Testimonials and reviews from previous customers should be considered as you attempt to validate the quality of the contractor’s work. Some companies will pay for fake reviews or social media engagement—keep this in mind when you see a company always receiving “5 out of 5 stars” from every customer. Sometimes a bad review can be the result of an accident, so try to see if the contractor made an effort to correct the problem.
When you begin the communication process, some behavioral signs are often indicative of a bad contractor. Follow-ups throughout a quote process are standard, but beware of high-pressure situations. There are times when companies genuinely want to help you, but it’s always a good idea to do your homework before committing too quickly.
When you’ve located a prospect, make sure to verify their insurance and bond information.
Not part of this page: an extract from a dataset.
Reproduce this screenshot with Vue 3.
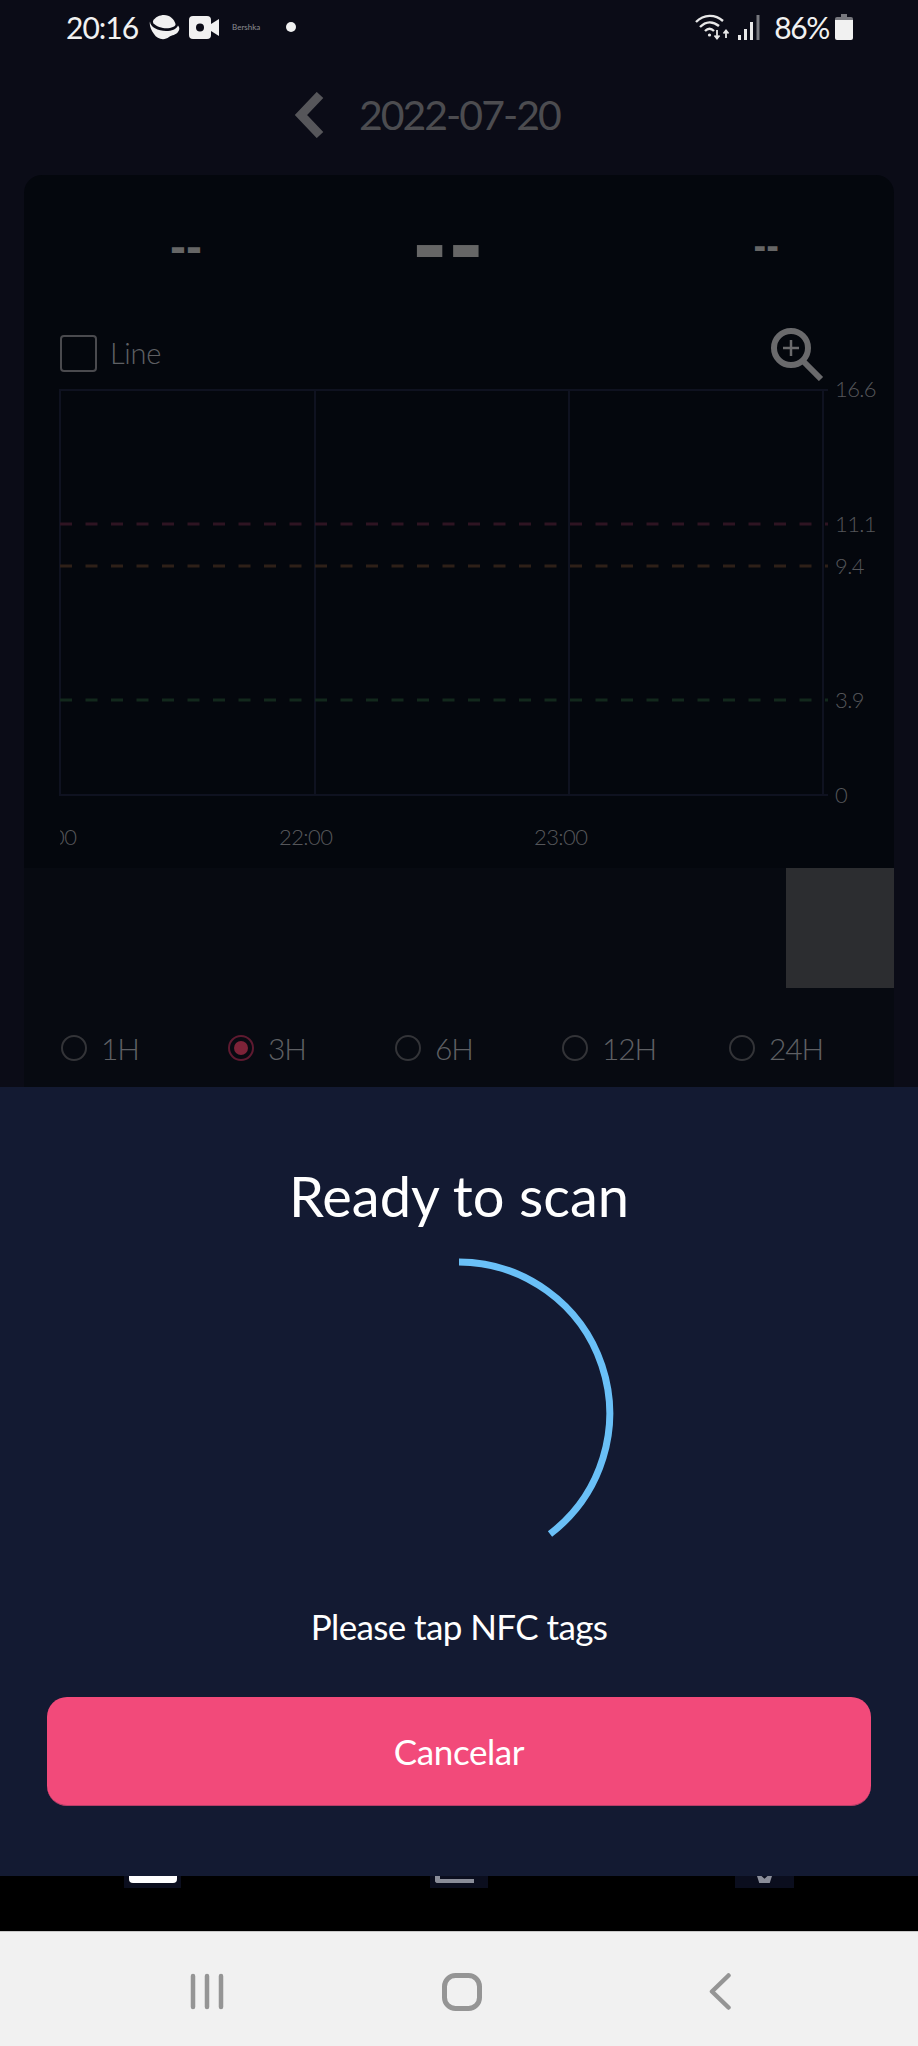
<script setup>
const ranges = [
  { label: '1H', on: false },
  { label: '3H', on: true },
  { label: '6H', on: false },
  { label: '12H', on: false },
  { label: '24H', on: false },
]

// chart is drawn in the svg's own coordinates
const limits = [
  { y: 144, color: '#2e1422', label: '11.1' },
  { y: 186, color: '#2e2018', label: '9.4' },
  { y: 320, color: '#12281c', label: '3.9' },
]
const yLabels = [
  { y: 17, label: '16.6' },
  { y: 152, label: '11.1' },
  { y: 194, label: '9.4' },
  { y: 328, label: '3.9' },
  { y: 423, label: '0' },
]
const xLabels = [
  { x: -1, label: '21:00' },
  { x: 255, label: '22:00' },
  { x: 510, label: '23:00' },
]
</script>

<template>
  <div class="screen">
    <div class="app">
      <div class="status">
        <div class="status-left">
          <span class="time">20:16</span>
          <svg class="planet" width="31" height="25" viewBox="0 0 31 25">
            <path d="M4 6 C6 2 11 0 15 0 C21 0 25 4 26.500 9 C27 12 20 14 14 13 C9 12 3 9 4 6z" fill="#f1f1f1" />
            <path d="M1 6.500 C1 12 9 16 17 16 C23 16 27 14.500 29 10.500 C30.500 12 31 14.500 29 17 C27 20 23 20 20 22 C15 26 8 24 5 19 C2 15 0 10 1 6.500z" fill="#f1f1f1" />
          </svg>
          <svg class="video" width="30" height="23" viewBox="0 0 30 23">
            <rect x="0" y="0" width="22" height="23" rx="4" fill="#f1f1f1" />
            <path d="M22 8 L30 3 V20 L22 15z" fill="#f1f1f1" />
            <circle cx="11" cy="11.5" r="4" fill="#0b0c17" />
          </svg>
          <span class="shop">Bershka</span>
          <span class="dot"></span>
        </div>
        <div class="status-right">
          <svg width="36" height="26" viewBox="0 0 36 26" fill="none" stroke="#e8e8e8" stroke-width="2.4">
            <path d="M1 8 C9 0 20 0 28 7" />
            <path d="M5 13 C11 7 18 7 24 12" />
            <path d="M10 17 C13 14 16 14 19 17" />
            <circle cx="14.5" cy="21" r="1.6" fill="#e8e8e8" stroke="none" />
            <path d="M22 16 V24 M19.5 21.5 L22 24.5 L24.5 21.5 M31 24 V17 M28.500 19.500 L31 16.500 L33.500 19.500" stroke-width="1.800" />
          </svg>
          <svg class="signal" width="22" height="25" viewBox="0 0 22 25">
            <rect x="0" y="20" width="3" height="5" fill="#e8e8e8" />
            <rect x="6" y="14" width="3" height="11" fill="#e8e8e8" />
            <rect x="12" y="7" width="3" height="18" fill="#e8e8e8" />
            <rect x="18.500" y="0" width="3" height="25" fill="#77787e" />
          </svg>
          <span class="pct">86%</span>
          <svg class="battery" width="18" height="26" viewBox="0 0 18 26">
            <path d="M6 0 H12 V3 H16 Q18 3 18 5 V8 H0 V5 Q0 3 2 3 H6z" fill="#77787e" />
            <path d="M0 6 H18 V24 Q18 26 16 26 H2 Q0 26 0 24z" fill="#f1f1f1" />
          </svg>
        </div>
      </div>

      <div class="title-row">
        <svg width="30" height="46" viewBox="0 0 30 46">
          <path d="M26 3 L7 23 L26 43" fill="none" stroke="#56565a" stroke-width="9" />
        </svg>
        <span class="date">2022-07-20</span>
      </div>

      <div class="card">
        <div class="stats">
          <span class="stat stat-a">--</span>
          <span class="stat stat-b">--</span>
          <span class="stat stat-c">--</span>
        </div>

        <div class="toolbar">
          <div class="check">
            <span class="box"></span>
            <span class="check-label">Line</span>
          </div>
          <svg class="zoom" width="54" height="54" viewBox="0 0 54 54" fill="none" stroke="#6a6a6c">
            <circle cx="21" cy="21" r="17" stroke-width="6" />
            <path d="M33 34 L51 52" stroke-width="6" />
            <path d="M21 13 V29 M13 21 H29" stroke-width="2.500" />
          </svg>
        </div>

        <svg class="chart" width="870" height="488" viewBox="0 0 870 488">
          <defs>
            <clipPath id="plot-clip"><rect x="36" y="440" width="800" height="40" /></clipPath>
          </defs>
          <g stroke="#0f1220" stroke-width="2" fill="none">
            <rect x="36" y="10" width="763" height="405" />
            <path d="M291 10 V415 M545 10 V415 M799 10 H804 M799 415 H804" />
          </g>
          <path
            v-for="l in limits"
            :key="l.label"
            :d="`M36 ${l.y} H804`"
            :stroke="l.color"
            stroke-width="3"
            stroke-dasharray="12 13.5"
            fill="none"
          />
          <text v-for="l in yLabels" :key="l.label" class="axis" x="811" :y="l.y">{{ l.label }}</text>
          <g clip-path="url(#plot-clip)">
            <text v-for="l in xLabels" :key="l.x" class="axis" :x="l.x" y="465">{{ l.label }}</text>
          </g>
        </svg>

        <div class="overview">
          <div class="thumb"></div>
        </div>

        <div class="ranges">
          <div v-for="r in ranges" :key="r.label" class="range" :class="{ on: r.on }">
            <span class="radio"><i v-if="r.on"></i></span>
            <span class="range-label">{{ r.label }}</span>
          </div>
        </div>
      </div>
    </div>

    <div class="sheet">
      <h1 class="sheet-title">Ready to scan</h1>
      <svg class="arc" width="170" height="290" viewBox="0 0 170 290">
        <path d="M0 4 A151.500 151.500 0 0 1 91 276" fill="none" stroke="#6ac0f7" stroke-width="7" />
      </svg>
      <p class="hint">Please tap NFC tags</p>
      <button type="button" class="cancel">Cancelar</button>
    </div>

    <div class="under">
      <div class="stub stub-a"><span></span></div>
      <div class="stub stub-b"><span></span></div>
      <div class="stub stub-c"><span></span></div>
    </div>

    <div class="nav">
      <svg class="nav-recent" width="34" height="37" viewBox="0 0 34 37" stroke="#959595" stroke-width="4.500" stroke-linecap="round">
        <path d="M3 3 V34 M17 3 V34 M31 3 V34" />
      </svg>
      <svg class="nav-home" width="40" height="38" viewBox="0 0 40 38">
        <rect x="2.500" y="2.500" width="35" height="33" rx="11" fill="none" stroke="#959595" stroke-width="5" />
      </svg>
      <svg class="nav-back" width="22" height="37" viewBox="0 0 22 37">
        <path d="M19.500 2.500 L3 18.500 L19.500 34.500" fill="none" stroke="#959595" stroke-width="4.500" stroke-linecap="round" stroke-linejoin="round" />
      </svg>
    </div>
  </div>
</template>

<style>
body {
  background: #000;
}
</style>

<style scoped>
.screen {
  width: 918px;
  height: 2046px;
  display: flex;
  flex-direction: column;
  overflow: hidden;
  font-family: Lato, "Liberation Sans", sans-serif;
  background: #000;
}

.app {
  height: 1087px;
  flex-shrink: 0;
  background: #0b0c17;
  overflow: hidden;
}

.status {
  height: 54px;
  padding: 14px 65px 0 66px;
  box-sizing: border-box;
  display: flex;
  justify-content: space-between;
  color: #f1f1f1;
}
.status-left,
.status-right {
  display: flex;
  align-items: center;
  height: 26px;
}
.time {
  font-size: 30px;
  letter-spacing: -1px;
  margin-right: 11px;
}
.video {
  margin-left: 9px;
}
.shop {
  font-size: 8px;
  color: #8c8d92;
  margin-left: 13px;
  width: 54px;
}
.dot {
  width: 10px;
  height: 10px;
  border-radius: 50%;
  background: #f1f1f1;
}
.signal {
  margin-left: 7px;
}
.pct {
  font-size: 30px;
  letter-spacing: -1.4px;
  margin-left: 14px;
}
.battery {
  margin-left: 6px;
}

.title-row {
  height: 121px;
  padding: 38px 0 0 294px;
  box-sizing: border-box;
  display: flex;
  align-items: flex-start;
  color: #4c4c50;
}
.title-row svg {
  margin-right: 35px;
}
.date {
  font-size: 41px;
  line-height: 46px;
  letter-spacing: -2px;
}

.card {
  margin: 0 24px;
  height: 930px;
  border-radius: 18px 18px 0 0;
  background: #04070d;
  overflow: hidden;
}

.stats {
  height: 152px;
  display: flex;
  align-items: flex-start;
  font-family: "Liberation Sans", sans-serif;
  font-weight: 700;
  color: #666;
}
.stat {
  line-height: 1;
}
.stat-a {
  margin: 48px 0 0 146px;
  font-size: 48px;
}
.stat-b {
  margin: 17px 0 0 211px;
  font-size: 100px;
  letter-spacing: 3px;
}
.stat-c {
  margin: 52px 0 0 268px;
  font-size: 38px;
}

.toolbar {
  height: 53px;
  padding: 0 70px 0 36px;
  display: flex;
  justify-content: space-between;
}
.check {
  display: flex;
  align-items: flex-start;
  height: 49px;
  color: #5f6064;
  font-weight: 300;
}
.box {
  width: 37px;
  height: 37px;
  box-sizing: border-box;
  border: 2px solid #4a4a4e;
  border-radius: 4px;
  margin-top: 8px;
}
.check-label {
  font-size: 29px;
  line-height: 36px;
  margin-left: 13px;
  margin-top: 8px;
  letter-spacing: -0.3px;
}

.chart {
  display: block;
}
.axis {
  font-size: 22px;
  font-weight: 300;
  letter-spacing: -0.6px;
  fill: #55565a;
}

.overview {
  height: 120px;
  background: #070a11;
  display: flex;
  justify-content: flex-end;
}
.thumb {
  width: 108px;
  background: #2c2d30;
}

.ranges {
  height: 99px;
  background: #070a11;
  padding: 47px 0 0 37px;
  box-sizing: border-box;
  display: flex;
}
.range {
  width: 167px;
  display: flex;
  align-items: center;
  height: 26px;
  flex-shrink: 0;
}
.radio {
  width: 26px;
  height: 26px;
  box-sizing: border-box;
  border: 2px solid #333438;
  border-radius: 50%;
  display: flex;
  align-items: center;
  justify-content: center;
}
.range.on .radio {
  border-color: #5e1a30;
}
.radio i {
  width: 14px;
  height: 14px;
  border-radius: 50%;
  background: #7d2338;
}
.range-label {
  font-size: 30px;
  font-weight: 300;
  line-height: 26px;
  color: #5f6064;
  margin-left: 14px;
  letter-spacing: -1.2px;
}

.sheet {
  height: 789px;
  flex-shrink: 0;
  background: #131a32;
  color: #fff;
  display: flex;
  flex-direction: column;
  align-items: center;
}
.sheet-title {
  margin: 75px 0 0;
  font-size: 56px;
  font-weight: 400;
  line-height: 68px;
}
.arc {
  align-self: flex-start;
  margin: 28px 0 0 459px;
}
.hint {
  margin: 56px 0 0;
  font-size: 35px;
  line-height: 44px;
  letter-spacing: -0.6px;
}
.cancel {
  margin-top: 49px;
  width: 824px;
  height: 109px;
  border: 0;
  border-bottom: 1px solid #b83e68;
  border-radius: 20px;
  background: #f24a7a;
  color: #fff;
  font-family: inherit;
  font-size: 35px;
  letter-spacing: -0.4px;
}

.under {
  height: 56px;
  flex-shrink: 0;
  background: #000;
  display: flex;
  align-items: flex-start;
  padding-left: 124px;
  border-bottom: 1px solid #c8c8c8;
  box-sizing: border-box;
}
.stub {
  height: 12px;
  background: #0b0e1e;
  display: flex;
  justify-content: center;
}
.stub span {
  display: block;
  height: 7px;
}
.stub-a {
  width: 57px;
}
.stub-a span {
  width: 48px;
  background: #fff;
  border-radius: 0 0 4px 4px;
}
.stub-b {
  width: 58px;
  margin-left: 249px;
  justify-content: flex-start;
  padding-left: 5px;
  box-sizing: border-box;
}
.stub-b span {
  width: 39px;
  box-sizing: border-box;
  border-left: 5px solid #8a8d99;
  border-bottom: 4px solid #8a8d99;
  border-bottom-left-radius: 3px;
}
.stub-c {
  width: 59px;
  margin-left: 247px;
}
.stub-c span {
  width: 15px;
  background: #8a8d99;
  clip-path: polygon(0 0, 30% 0, 50% 40%, 70% 0, 100% 0, 85% 100%, 15% 100%);
}

.nav {
  flex: 1;
  background: #f1f1f1;
  display: flex;
  align-items: flex-start;
  padding: 41px 0 0 190px;
  box-sizing: border-box;
}
.nav-home {
  margin-left: 218px;
}
.nav-back {
  margin-left: 227px;
}
</style>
In certain areas, they’ll also need to have a valid roofing license and be registered as a business with the state or local government. It’s also a good idea to check for ethical practices, including safety compensation and workers’ compensation. A company that protects its employees will likely show the same deference to their customers. We can’t stress enough that companies lacking in most or all off these pose a substantial risk. Make sure that the proper precautions and licenses are in place before you move forward.
A good roofer will stay in touch. Understand that there are unforeseeable circumstances that can delay the process, such as an underlying issue that wasn’t apparent until the old roof is moved, so delays themselves are not necessarily a red flag. Bad communication is. A reputable contractor will communicate with you throughout the ordeal, especially when obstacles present themselves.
If time starts to exceed the promised delivery time or you see shoddy quality, try to open up the communication channel yourself. If this fails, prepare yourself to reach out to the bonding agency.